La vida le otorgó uno de los mejores regalos: la educación. Florida State University le abrió las puertas con una beca, y allí encontró su vocación: la agricultura, su camino hacia el futuro. Al regresar a su natal Costa Rica, después de cuatro años de formación, llevaba consigo ideas innovadoras, aunque su país se volvió pequeño para todo lo que deseaba lograr. Tuvo momentos de prueba y error.

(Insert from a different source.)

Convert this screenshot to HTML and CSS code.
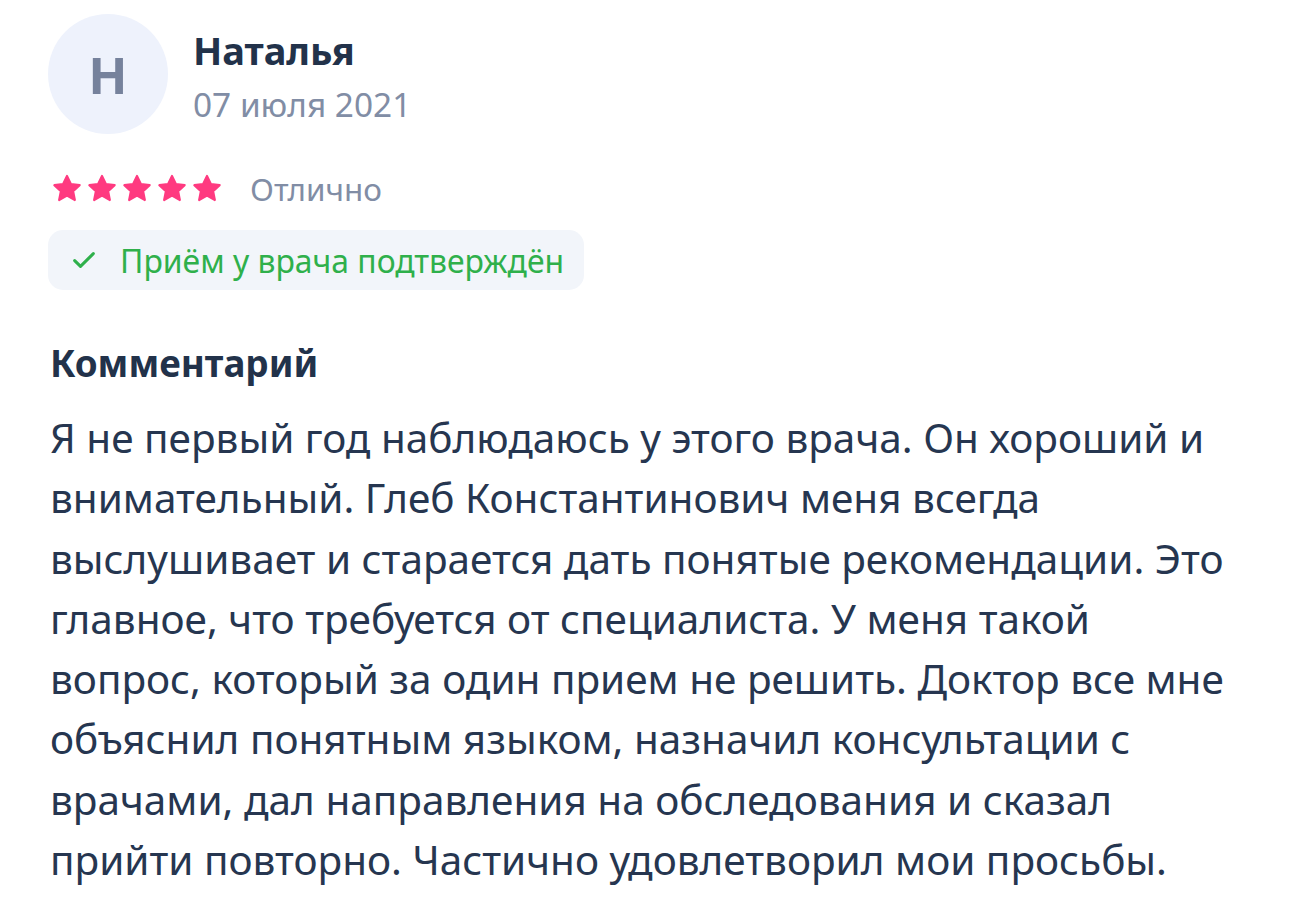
FILE: index.html
```html
<!DOCTYPE html>
<html lang="ru">
<head>
<meta charset="utf-8">
<link rel="stylesheet" href="styles.css">
</head>
<body>
<article class="review">
  <header class="author">
    <div class="avatar">Н</div>
    <div class="author-info">
      <div class="name">Наталья</div>
      <div class="date">07 июля 2021</div>
    </div>
  </header>
  <div class="rating">
    <div class="stars">
      <svg class="star" viewBox="0 0 24 24"><path d="M12 2.2l2.9 6.1 6.6.8-4.9 4.6 1.3 6.6L12 17l-5.9 3.3 1.3-6.6-4.9-4.6 6.6-.8z" stroke-linejoin="round"/></svg>
      <svg class="star" viewBox="0 0 24 24"><path d="M12 2.2l2.9 6.1 6.6.8-4.9 4.6 1.3 6.6L12 17l-5.9 3.3 1.3-6.6-4.9-4.6 6.6-.8z" stroke-linejoin="round"/></svg>
      <svg class="star" viewBox="0 0 24 24"><path d="M12 2.2l2.9 6.1 6.6.8-4.9 4.6 1.3 6.6L12 17l-5.9 3.3 1.3-6.6-4.9-4.6 6.6-.8z" stroke-linejoin="round"/></svg>
      <svg class="star" viewBox="0 0 24 24"><path d="M12 2.2l2.9 6.1 6.6.8-4.9 4.6 1.3 6.6L12 17l-5.9 3.3 1.3-6.6-4.9-4.6 6.6-.8z" stroke-linejoin="round"/></svg>
      <svg class="star" viewBox="0 0 24 24"><path d="M12 2.2l2.9 6.1 6.6.8-4.9 4.6 1.3 6.6L12 17l-5.9 3.3 1.3-6.6-4.9-4.6 6.6-.8z" stroke-linejoin="round"/></svg>
    </div>
    <span class="rating-label">Отлично</span>
  </div>
  <div class="badge">
    <svg class="check" viewBox="0 0 24 24"><path d="M4 12.5l5 5L20 6.5"/></svg>
    <span>Приём у врача подтверждён</span>
  </div>
  <h2 class="comment-title">Комментарий</h2>
  <p class="comment-text">Я не первый год наблюдаюсь у этого врача. Он хороший и внимательный. Глеб Константинович меня всегда выслушивает и старается дать понятые рекомендации. Это главное, что требуется от специалиста. У меня такой вопрос, который за один прием не решить. Доктор все мне объяснил понятным языком, назначил консультации с врачами, дал направления на обследования и сказал прийти повторно. Частично удовлетворил мои просьбы.</p>
</article>
</body>
</html>
```

FILE: styles.css
```css
html, body {
  margin: 0;
  padding: 0;
  background: #ffffff;
}

body {
  font-family: "Noto Sans", "Open Sans", sans-serif;
  color: #263650;
}

.review {
  padding: 14px 48px 0 48px;
  width: 1194px;
}

.author {
  display: flex;
  align-items: center;
  gap: 25px;
}

.avatar {
  width: 120px;
  height: 120px;
  border-radius: 50%;
  background: #eef2fc;
  color: #76829c;
  font-size: 51px;
  font-weight: 700;
  line-height: 1;
  display: flex;
  align-items: center;
  justify-content: center;
  flex-shrink: 0;
}

.author-info {
  display: flex;
  flex-direction: column;
  gap: 8px;
  padding-top: 6px;
}

.name {
  font-size: 38px;
  font-weight: 700;
  line-height: 46px;
  color: #22324a;
}

.date {
  font-size: 33.4px;
  line-height: 46px;
  color: #818da5;
}

.rating {
  display: flex;
  align-items: center;
  gap: 27px;
  margin-top: 35px;
  height: 40px;
}

.stars {
  display: flex;
  gap: 3px;
  padding-left: 3px;
}

.star {
  width: 32px;
  height: 32px;
  fill: #ff3a80;
  stroke: #ff3a80;
  stroke-width: 1.6;
}

.rating-label {
  font-size: 31.4px;
  line-height: 40px;
  color: #818da5;
}

.badge {
  display: inline-flex;
  align-items: center;
  gap: 22px;
  margin-top: 21px;
  height: 60px;
  padding: 0 20px 0 22px;
  border-radius: 15px;
  background: #f2f5fa;
  color: #2fb04b;
  font-size: 31.9px;
}

.check {
  width: 28px;
  height: 28px;
  fill: none;
  stroke: #2fb04b;
  stroke-width: 2.6;
  stroke-linecap: round;
  stroke-linejoin: round;
}

.comment-title {
  margin: 48px 0 0 2px;
  font-size: 36.8px;
  font-weight: 700;
  line-height: 50px;
  color: #22324a;
}

.comment-text {
  margin: 20px 0 0 2px;
  font-size: 40.5px;
  line-height: 60.3px;
  color: #263650;
}
```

Viajó a Guatemala, donde pasó un año, suficiente para darse cuenta de que no era el lugar adecuado para él. Luego, otro país captó su atención, para muchos solo conocido por su canal, pero para él, una oportunidad: Panamá. Eligió como destino un pequeño pueblo en la provincia de Chiriquí. Escondido entre las montañas, encontró un tesoro oculto: Cerro Punta. Las temperaturas eran óptimas, el lugar perfecto para cultivar crisantemos.

Comenzó apenas consiguió una parcela de tierra en Entre Ríos, una de las pocas fincas de flores de corte en la región. Sin embargo, antes de que todo empezara a funcionar, Wilber tuvo que hacer grandes sacrificios: dejar a su familia en otro país, limitándose a verla solo una vez a la semana. Durante mucho tiempo, su casa fue una camioneta modificada con una cama y una pequeña estufa. Las duchas eran frías, con agua que descendía de las montañas, y el río le servía como lavandería.

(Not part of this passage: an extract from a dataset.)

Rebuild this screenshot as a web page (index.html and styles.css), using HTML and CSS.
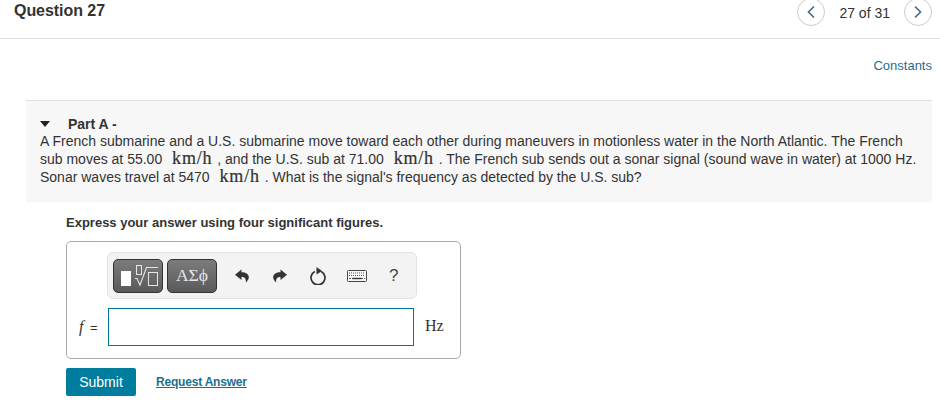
FILE: index.html
```html
<!DOCTYPE html>
<html lang="en">
<head>
    <meta charset="UTF-8">
    <meta name="viewport" content="width=device-width, initial-scale=1.0">
    <title>Question 27</title>
    <link rel="stylesheet" href="styles.css">
</head>
<body>
    <header class="top-bar">
        <h1>Question 27</h1>
        <nav class="pager">
            <a class="pager-btn" href="#">
                <svg width="10" height="14" viewBox="0 0 10 14"><path d="M8 1.5 2.5 7 8 12.5" fill="none" stroke="#4d6d80" stroke-width="1.7"/></svg>
            </a>
            <span class="pager-text">27 of 31</span>
            <a class="pager-btn" href="#">
                <svg width="10" height="14" viewBox="0 0 10 14"><path d="M2 1.5 7.5 7 2 12.5" fill="none" stroke="#4d6d80" stroke-width="1.7"/></svg>
            </a>
        </nav>
    </header>

    <div class="constants"><a href="#">Constants</a></div>

    <section class="part">
        <div class="part-title"><span class="caret"></span><strong>Part A -</strong></div>
        <p>A French submarine and a U.S. submarine move toward each other during maneuvers in motionless water in the North Atlantic. The French sub moves at 55.00 <span class="math">km/h</span> , and the U.S. sub at 71.00 <span class="math">km/h</span> . The French sub sends out a sonar signal (sound wave in water) at 1000 Hz. Sonar waves travel at 5470 <span class="math">km/h</span> . What is the signal's frequency as detected by the U.S. sub?</p>
    </section>

    <main class="answer">
        <p class="instruction">Express your answer using four significant figures.</p>
        <div class="answer-box">
            <div class="toolbar">
                <button class="tool-btn" type="button">
                    <svg width="40" height="28" viewBox="0 0 40 28">
                        <rect x="3" y="9" width="10" height="15" fill="#fff"/>
                        <rect x="18.5" y="3.5" width="5" height="9" fill="none" stroke="#e6e6e6"/>
                        <path d="M17 16.5h2l3 6.5 6.5-17.5H40" fill="none" stroke="#e6e6e6" stroke-width="1.1"/>
                        <rect x="30.5" y="10.5" width="9" height="13" fill="none" stroke="#e6e6e6"/>
                    </svg>
                </button>
                <button class="tool-btn greek" type="button">ΑΣϕ</button>
                <div class="tool-icons">
                    <svg class="tool-icon undo" width="14" height="14" viewBox="0 0 14 14"><path d="M6.5.5 0 5.8l6.5 5.2V8c3 0 4.6 1.2 4.4 5.5C13 11.500 14 9.800 13.800 7.800 13.500 5 11 3.300 6.500 3.200z" fill="#333"/></svg>
                    <svg class="tool-icon redo" width="14" height="14" viewBox="0 0 14 14"><path d="M7.500.5 14 5.800 7.500 11V8c-3 0-4.600 1.200-4.400 5.500C1 11.500 0 9.800.2 7.800.5 5 3 3.300 7.500 3.200z" fill="#333"/></svg>
                    <svg class="tool-icon reload" width="18" height="18" viewBox="0 0 18 18"><path d="M5.800 4.500a7 7 0 1 0 6.400 0" fill="none" stroke="#333" stroke-width="1.700"/><path d="M7.500 0 13 4 7.500 7.500z" fill="#333"/></svg>
                    <svg class="tool-icon keys" width="20" height="12" viewBox="0 0 20 12"><rect x=".5" y=".5" width="19" height="11" rx="1" fill="#f8f8f8" stroke="#444"/><path d="M2 3h16M2 5.500h16" stroke="#555" stroke-dasharray="1 1"/><path d="M2 8.500h16" stroke="#555" stroke-dasharray="2 1"/><path d="M5.500 8.500h9" stroke="#333" stroke-width="1.400"/></svg>
                    <span class="help">?</span>
                </div>
            </div>
            <div class="input-row">
                <label for="answer-input"><i>f</i> =</label>
                <input id="answer-input" type="text">
                <span class="unit">Hz</span>
            </div>
        </div>
        <div class="actions">
            <button class="submit" type="button">Submit</button>
            <a class="request" href="#">Request Answer</a>
        </div>
    </main>
</body>
</html>
```

FILE: styles.css
```css
* {
    box-sizing: border-box;
}
body {
    margin: 0;
    font-family: "Liberation Sans", Arial, sans-serif;
    font-size: 14px;
    color: #333;
    background: #fff;
    overflow: hidden;
}
a {
    color: #1c6f8f;
    text-decoration: none;
}
.top-bar {
    height: 39px;
    display: flex;
    justify-content: space-between;
    align-items: flex-start;
    padding: 0 8px 0 14px;
    border-bottom: 1px solid #e0e0e0;
}
.top-bar h1 {
    margin: 2px 0 0;
    font-size: 16px;
    line-height: 18px;
    font-weight: bold;
    letter-spacing: -.05px;
    color: #333;
}
.pager {
    display: flex;
    align-items: center;
    margin-top: -4px;
}
.pager-btn {
    width: 28px;
    height: 28px;
    border: 1px solid #ccc;
    border-radius: 50%;
    display: flex;
    align-items: center;
    justify-content: center;
}
.pager-text {
    margin: 3px 14px 0;
    line-height: 28px;
}
.constants {
    padding: 19px 8px 0 0;
    text-align: right;
    font-size: 13px;
    line-height: 16px;
    height: 61px;
}
.part {
    margin: 0 8px 0 26px;
    height: 102px;
    padding: 15px 14px 0 14px;
    background: #f7f7f7;
    border-top: 1px solid #e0e0e0;
    line-height: 18px;
}
.part p {
    margin: 0;
}
.part-title {
    display: flex;
    align-items: center;
    height: 16px;
}
.caret {
    width: 0;
    height: 0;
    margin-right: 18px;
    border-left: 5px solid transparent;
    border-right: 5px solid transparent;
    border-top: 6px solid #222;
}
.math {
    display: inline-block;
    font-family: "Liberation Serif", serif;
    font-size: 18px;
    line-height: 16px;
    letter-spacing: .8px;
    margin: 0 1px 0 6px;
    -webkit-text-stroke: .2px #333;
}
.answer {
    padding: 13px 0 0 66px;
}
.instruction {
    margin: 0 0 10px;
    font-size: 13px;
    font-weight: bold;
    line-height: 16px;
}
.answer-box {
    width: 395px;
    height: 118px;
    padding: 10px 0 0 40px;
    border: 1px solid #aaa;
    border-radius: 5px;
}
.toolbar {
    width: 310px;
    height: 47px;
    display: flex;
    align-items: center;
    padding-left: 5px;
    gap: 4px;
    background: #f3f3f3;
    border: 1px solid #e2e2e2;
    border-radius: 6px;
}
.tool-btn {
    width: 50px;
    height: 34px;
    padding: 0;
    display: flex;
    align-items: center;
    justify-content: center;
    background: linear-gradient(#7c7c7c, #5a5a5a);
    border: 1px solid #333;
    border-radius: 5px;
}
.greek {
    color: #e6e6e6;
    font-family: "Liberation Serif", serif;
    font-size: 17.5px;
}
.tool-icons {
    flex: 1;
    display: flex;
    align-items: center;
    padding-left: 14px;
}
.undo {
    margin-right: 24px;
}
.redo {
    margin-right: 22px;
}
.reload {
    margin-right: 20px;
}
.keys {
    margin-right: 22px;
}
.help {
    font-size: 17px;
    color: #444;
}
.input-row {
    display: flex;
    align-items: center;
    margin-top: 9px;
}
.input-row label {
    width: 29px;
    margin-left: -28px;
    flex: none;
    font-size: 13px;
}
.input-row label i {
    margin-right: 3px;
    font-family: "Liberation Serif", serif;
    font-size: 16px;
}
.input-row input {
    width: 306px;
    height: 38px;
    border: 1px solid #00759a;
    background: #fff;
    outline: none;
}
.unit {
    margin: 0 0 2px 11px;
    font-family: "Liberation Serif", serif;
    font-size: 16px;
}
.actions {
    display: flex;
    align-items: center;
    margin-top: 9px;
}
.submit {
    width: 70px;
    height: 28px;
    padding: 0;
    color: #fff;
    background: #007c9e;
    border: none;
    border-radius: 2px;
    font-family: "Liberation Sans", sans-serif;
    font-size: 14px;
}
.request {
    margin-left: 20px;
    font-weight: bold;
    font-size: 12px;
    letter-spacing: -.2px;
    text-decoration: underline;
}
```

Con los años, el esfuerzo dio frutos. Panaflores, el nombre resonante de su empresa, trajo alegría con cada envío de crisantemos, claveles y rosas. Sus flores trascendieron el significado de simples plantas para convertirse en símbolos de afecto para quienes las recibían.

Wilber, guiado por la pasión de su padre y los ideales forjados en su juventud, siguió llenando de color a Panamá durante más de cuarenta años. Así, Panaflores no es solo un negocio, sino un legado que combina la nobleza de un migrante emprendedor con la generosidad de esas mágicas tierras.